The proposal of lowering of stamp duty rates for women will inspire women to buy a home and will effectively give a social security to them.
The proposal to provide rental housing for industrial workers through the PPP model will involve the industrial houses who will share the burden of cost with the government to provide housing to industrial workers, thereby providing a good housing atmosphere and enabling the children of the workers for a better life.”
Mr. Himanshu Jain, VP – Sales, Marketing & CRM, Satellite Developers Private Limited (SDPL)
“The Union Budget 2024-25, presented by Finance Minister Nirmala Sitharaman, reflects the Modi government’s focus on youth and its commitment to job creation and boosting consumption, which are positive developments for the real estate sector. The significant push of ₹2.2 lakh crore under the PM Awas Yojana-Urban to make housing more affordable is a commendable initiative that will cater to the housing needs of one crore poor and middle-class families. This substantial investment of ₹10 lakh crore over the next five years is expected to stimulate demand and drive growth in the real estate market.

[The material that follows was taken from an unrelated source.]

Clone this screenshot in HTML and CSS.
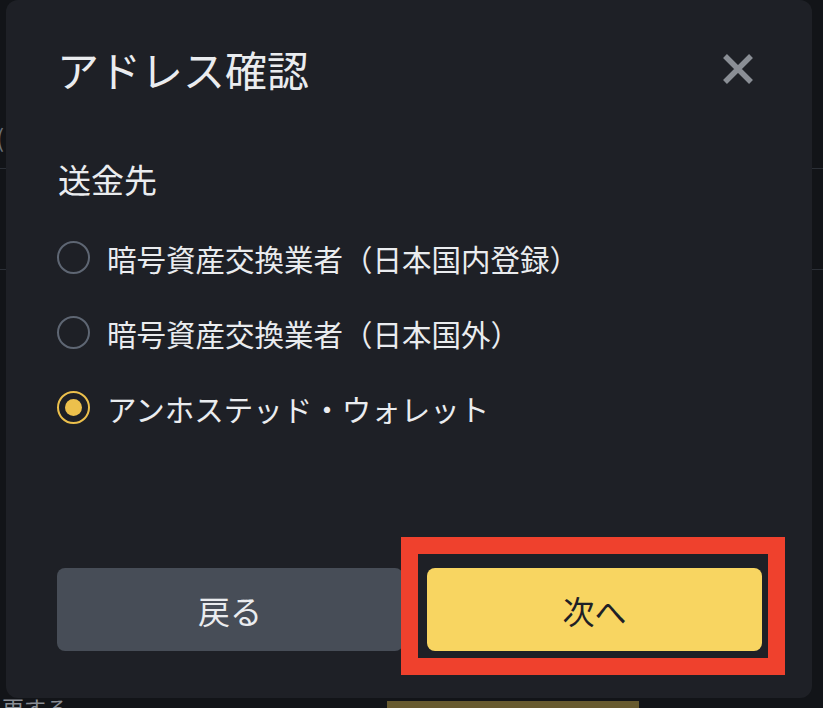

The introduction of measures to moderate high stamp duties by states, along with potential reductions in duties for properties purchased by women, are essential components of urban development schemes that will further incentivize homeownership. These steps are aligned with our goal of making housing accessible and affordable for all. Additionally, the increase in the standard deduction to ₹75,000 for salaried employees will provide financial relief and enhance disposable incomes, thereby increasing purchasing power and driving consumption in the real estate sector.
The significant infrastructure investments and the encouragement for states to support infrastructure development will ensure sustained growth and development in the real estate sector. Overall, the budget is a balanced and forward-looking approach that will have a positive impact on the real estate industry.”